Pentagon Presents Future of Digital and Robotized Wars

Robotic arms, a military version of Google Glass, and especially digital software and platforms will play a fundamental role in disputes where binary codes will make the difference between winners and losers.

At the Pentagon, the United States Defense Advanced Research Projects Agency (DARPA) presented a hundred projects that it is preparing for cybernetic wars and battlefields riddled with robots.

Robotic arms, the military version of Google Glass, and especially digital software and platforms were displayed at the Pentagon’s central courtyard on May 21, with an eye on future cybernetic wars in which binary codes will make the difference between winners and losers.

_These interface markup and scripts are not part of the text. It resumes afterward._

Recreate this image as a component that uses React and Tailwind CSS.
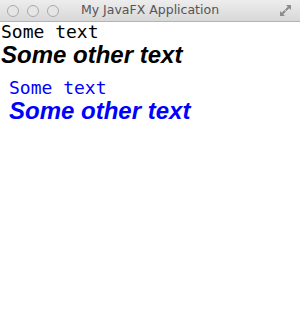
import React from 'react';

function TitleBar() {
  return (
    <div className="grid grid-cols-[1fr_auto_1fr] items-center h-[22px] border-b border-[#b3b3b3] bg-gradient-to-b from-[#ededed] to-[#d8d8d8]">
      <div className="flex gap-[8px] pl-[7px]">
        <span className="w-[12px] h-[12px] rounded-full border border-[#a9a9a9] bg-[#e6e6e6]" />
        <span className="w-[12px] h-[12px] rounded-full border border-[#a9a9a9] bg-[#e6e6e6]" />
        <span className="w-[12px] h-[12px] rounded-full border border-[#a9a9a9] bg-[#e6e6e6]" />
      </div>
      <div className="text-center text-[12.5px] text-[#555555]" style={{ fontFamily: '"DejaVu Sans", sans-serif' }}>
        My JavaFX Application
      </div>
      <div className="flex justify-end pr-[8px]">
        <svg width="13" height="13" viewBox="0 0 13 13">
          <path d="M7 1h5v5l-1.8-1.8L7.5 7 6 5.5 8.8 2.8z" fill="#8c8c8c" />
          <path d="M6 12H1V7l1.8 1.8L5.5 6 7 7.5 4.2 10.2z" fill="#8c8c8c" />
        </svg>
      </div>
    </div>
  );
}

export default function App() {
  return (
    <div className="w-[300px] h-[322px] bg-white overflow-hidden">
      <TitleBar />
      <div className="pl-[1px]">
        <div className="text-[18px] leading-[20px] text-black" style={{ fontFamily: '"DejaVu Sans Mono", monospace' }}>
          Some text
        </div>
        <div className="text-[24px] leading-[26px] font-bold italic text-black" style={{ fontFamily: '"Liberation Sans", Arial, sans-serif' }}>
          Some other text
        </div>
      </div>
      <div className="pl-[9px] pt-[10px]">
        <div className="text-[18px] leading-[20px] text-[#0000ff]" style={{ fontFamily: '"DejaVu Sans Mono", monospace' }}>
          Some text
        </div>
        <div className="text-[24px] leading-[26px] font-bold italic text-[#0000ff]" style={{ fontFamily: '"Liberation Sans", Arial, sans-serif' }}>
          Some other text
        </div>
      </div>
    </div>
  );
}
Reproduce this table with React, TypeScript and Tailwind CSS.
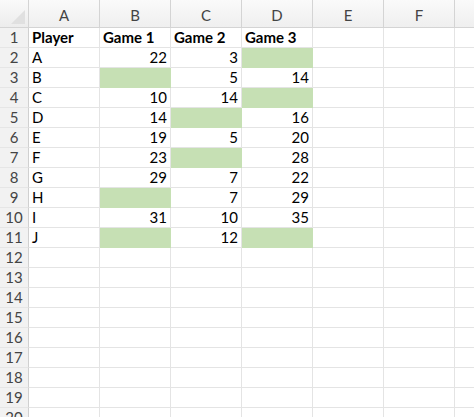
const cols = ["A", "B", "C", "D", "E", "F", ""];

type Cell = { v?: string; num?: boolean; bold?: boolean; fill?: boolean };

const data: Cell[][] = [
  [{ v: "Player", bold: true }, { v: "Game 1", bold: true }, { v: "Game 2", bold: true }, { v: "Game 3", bold: true }],
  [{ v: "A" }, { v: "22", num: true }, { v: "3", num: true }, { fill: true }],
  [{ v: "B" }, { fill: true }, { v: "5", num: true }, { v: "14", num: true }],
  [{ v: "C" }, { v: "10", num: true }, { v: "14", num: true }, { fill: true }],
  [{ v: "D" }, { v: "14", num: true }, { fill: true }, { v: "16", num: true }],
  [{ v: "E" }, { v: "19", num: true }, { v: "5", num: true }, { v: "20", num: true }],
  [{ v: "F" }, { v: "23", num: true }, { fill: true }, { v: "28", num: true }],
  [{ v: "G" }, { v: "29", num: true }, { v: "7", num: true }, { v: "22", num: true }],
  [{ v: "H" }, { fill: true }, { v: "7", num: true }, { v: "29", num: true }],
  [{ v: "I" }, { v: "31", num: true }, { v: "10", num: true }, { v: "35", num: true }],
  [{ v: "J" }, { fill: true }, { v: "12", num: true }, { fill: true }],
];

export default function App() {
  const rows = Array.from({ length: 20 }, (_, i) => i + 1);
  return (
    <div className="w-[474px] h-[417px] overflow-hidden bg-white font-['Lato',sans-serif] text-[15px]">
      <div className="flex h-[28px]">
        <div className="w-[29px] shrink-0 relative bg-gradient-to-b from-[#fafafa] to-[#ececec] border-r border-b border-[#d4d4d4]">
          <div className="absolute right-[3px] bottom-[3px] w-0 h-0 border-l-[14px] border-l-transparent border-b-[14px] border-b-[#e0e0e0]" />
        </div>
        {cols.map((c, i) => (
          <div
            key={i}
            className="w-[71px] shrink-0 flex items-center justify-center pt-[4px] bg-gradient-to-b from-[#fafafa] to-[#efefef] border-r border-b border-[#d4d4d4] text-[#444] text-[15px]"
          >
            {c}
          </div>
        ))}
      </div>
      {rows.map((r) => {
        const row = data[r - 1] || [];
        return (
          <div key={r} className="flex h-[20px]">
            <div className="w-[29px] shrink-0 flex items-center justify-center bg-[#f2f2f2] border-r border-b border-r-[#d0d0d0] border-b-[#e6e6e6] text-[#444] text-[15px]">
              {r}
            </div>
            {cols.map((_, ci) => {
              const cell = row[ci] || {};
              return (
                <div
                  key={ci}
                  className={`w-[71px] shrink-0 flex items-center px-[3px] border-r border-b leading-none text-black ${
                    cell.fill ? "bg-[#c6e0b4] border-[#c6e0b4]" : "border-[#e4e4e4]"
                  } ${cell.num ? "justify-end" : "justify-start"} ${cell.bold ? "font-bold" : ""}`}
                >
                  {cell.v}
                </div>
              );
            })}
          </div>
        );
      })}
    </div>
  );
}
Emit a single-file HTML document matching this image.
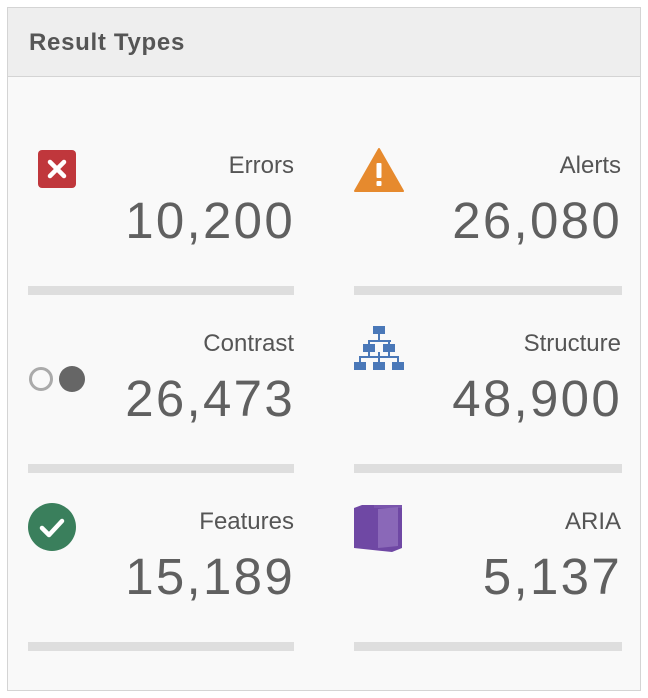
<!DOCTYPE html>
<html><head><style>
body{margin:0;width:648px;height:698px;background:#fff;font-family:"Liberation Sans",sans-serif;position:relative;overflow:hidden}
.panel{position:absolute;left:7px;top:7px;width:632px;height:682px;border:1px solid #d4d4d4;background:#f9f9f9}
.hdr{height:68px;background:#eeeeee;border-bottom:1px solid #d4d4d4;}
.hdr span{position:absolute;left:21px;top:21px;font-size:24px;font-weight:bold;color:#555;letter-spacing:0.7px}
.lbl{position:absolute;font-size:24px;color:#555;text-align:right;letter-spacing:0px}
.num{position:absolute;font-size:51px;color:#606060;text-align:right;letter-spacing:2.3px}
.bar{position:absolute;height:9px;background:#dedede}
.ic{position:absolute}
</style></head><body>
<div class="panel"><div class="hdr"><span>Result Types</span></div></div>

<div class="lbl" style="right:354px;top:152px">Errors</div>
<div class="num" style="right:353px;top:191px">10,200</div>
<div class="bar" style="left:28px;width:266px;top:286px"></div>
<div class="lbl" style="right:27px;top:152px">Alerts</div>
<div class="num" style="right:26px;top:191px">26,080</div>
<div class="bar" style="left:354px;width:268px;top:286px"></div>

<div class="lbl" style="right:354px;top:330px">Contrast</div>
<div class="num" style="right:353px;top:369px">26,473</div>
<div class="bar" style="left:28px;width:266px;top:464px"></div>
<div class="lbl" style="right:27px;top:330px">Structure</div>
<div class="num" style="right:26px;top:369px">48,900</div>
<div class="bar" style="left:354px;width:268px;top:464px"></div>

<div class="lbl" style="right:354px;top:508px">Features</div>
<div class="num" style="right:353px;top:547px">15,189</div>
<div class="bar" style="left:28px;width:266px;top:642px"></div>
<div class="lbl" style="right:27px;top:508px">ARIA</div>
<div class="num" style="right:26px;top:547px">5,137</div>
<div class="bar" style="left:354px;width:268px;top:642px"></div>

<svg class="ic" style="left:38px;top:150px" width="38" height="38"><rect width="38" height="38" rx="4" fill="#c0373c"/><path d="M12 12L26 26M26 12L12 26" stroke="#fff" stroke-width="4.5" stroke-linecap="round"/></svg>
<svg class="ic" style="left:354px;top:147px" width="50" height="45"><path d="M25 2L49 44H1Z" fill="#e68a2e" stroke="#e68a2e" stroke-width="2" stroke-linejoin="round"/><rect x="22.5" y="16" width="5" height="15" rx="1" fill="#fff"/><rect x="22.5" y="34" width="5" height="5" rx="1" fill="#fff"/></svg>
<svg class="ic" style="left:28px;top:365px" width="60" height="28"><circle cx="13" cy="14" r="10.5" fill="none" stroke="#aaa" stroke-width="3"/><circle cx="44" cy="14" r="13" fill="#666"/></svg>
<svg class="ic" style="left:354px;top:326px" width="52" height="44" fill="#4a78b8"><rect x="19" y="0" width="12" height="8"/><rect x="24" y="8" width="2" height="8"/><rect x="15" y="14" width="22" height="2"/><rect x="9" y="18" width="12" height="8"/><rect x="29" y="18" width="12" height="8"/><rect x="14" y="14" width="2" height="4"/><rect x="34" y="14" width="2" height="4"/><rect x="14" y="26" width="2" height="4"/><rect x="34" y="26" width="2" height="4"/><rect x="5" y="30" width="40" height="2"/><rect x="5" y="30" width="2" height="6"/><rect x="24" y="26" width="2" height="10"/><rect x="43" y="30" width="2" height="6"/><rect x="0" y="36" width="12" height="8"/><rect x="19" y="36" width="12" height="8"/><rect x="38" y="36" width="12" height="8"/></svg>
<svg class="ic" style="left:28px;top:503px" width="48" height="48"><circle cx="24" cy="24" r="24" fill="#3a7f5c"/><path d="M14 25L21 32L34 18" fill="none" stroke="#fff" stroke-width="4.5" stroke-linecap="round" stroke-linejoin="round"/></svg>
<svg class="ic" style="left:354px;top:504px" width="48" height="48"><path d="M0 4L8 1H48V44L38 48L0 44Z" fill="#6f48a4"/><path d="M20 1H48V4L20 4Z" fill="#7a55ad"/><path d="M24 5L44 3V42L24 44Z" fill="#8a68b8"/></svg>
</body></html>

Director of the DARPA ULTRA-Vis project, Yiftach Eisenberg, explained that “man and machine will be increasingly integrated.”* ULTRA-Vis is a visor placed on the front of a soldier’s helmet that sends real-time information on orders, distance to enemy targets, latitude, peer situations and the direction to be followed. “It is not the same as Google Glass. This goes further because there is no need to look away at a lens. Thanks to this device, you look though and you see the action directly … quite similar to a video game,”* explained Eisenberg.

Bionic Arms

Meanwhile, Justin Sánchez, director of the advanced prosthesis project at DARPA — the agency that invented the Internet and the GPS system — showed the most recent advances in bionic arms, which are currently helping veteran amputees and might eventually be used for robots that share the battlefield with humans. Those at Johns Hopkins University have managed to create a robotic arm that emulates a person’s movements to a tee — something helpful for people with reduced mobility. Moreover, it has many useful military applications.

The event was attended by an eclectic mixture of uniformed Pentagon officials and newly graduated, unshaven engineers wearing T-shirts, presenting the latest in data analysis, cyberdefense and applications for the soldiers of tomorrow.

Two of the projects were discreetly presented because only American civil servants could attend the showings: video surveillance super camera Argus-IR and war analysis system Insight.

Argus-IR is a new phase of a secret program from Lockheed Martin and BAE Systems, which has created a camera that is able to capture from the air everything that happens within a 40 kilometer radius with an accuracy of 15 centimeters, and which identifies enemy movements with infrared imaging. This system, along with programs like Insight, which includes maps, intelligence information and other types of data, will allow the troops of the future to wage a war from the rear just as one might approach the strategy of a video game.

Plan X

But cyberdefense applications and data analysis, or “Big Data,” were even more prominent at the showing. These applications will shape the future of hyperconnected armed forces who might face wars on a new front: cyberspace.

Plan X is a platform that DARPA is developing for implementation by 2017, which integrates all abilities equivalent to a “central commando”* in a large-scale cybernetic war, explained project scientist Alex Wissner-Gross. The United States wants to have the ability, nonexistent as of yet, to coordinate attacks and defense of their communications network, satellites and other strategic infrastructure in a large-scale, international war of hackers. “Plan X would be like an app store, where every military force integrates their capabilities,”* explained the physicist, who graduated from Harvard only six years ago.

The connection between the world of bits and that of reality is becoming increasingly deeper, and the Pentagon is preparing for any eventuality, as software automatically recognizes whether a person is lying and detects hacker infiltrations. “It is relatively easy to take remote control of any vehicle or change the GPS data of any vessel to divert it from its route,”* explains Franz Franchetti, a Carnegie Mellon University engineer who works with DARPA to prevent other nations from taking control of unmanned aircraft or vehicles.

At the height of tensions with China, everything indicates that these types of actions will be increasingly regular, and have already triggered an “arms race.”

*Editor’s note: The original quotation, accurately translated, could not be verified.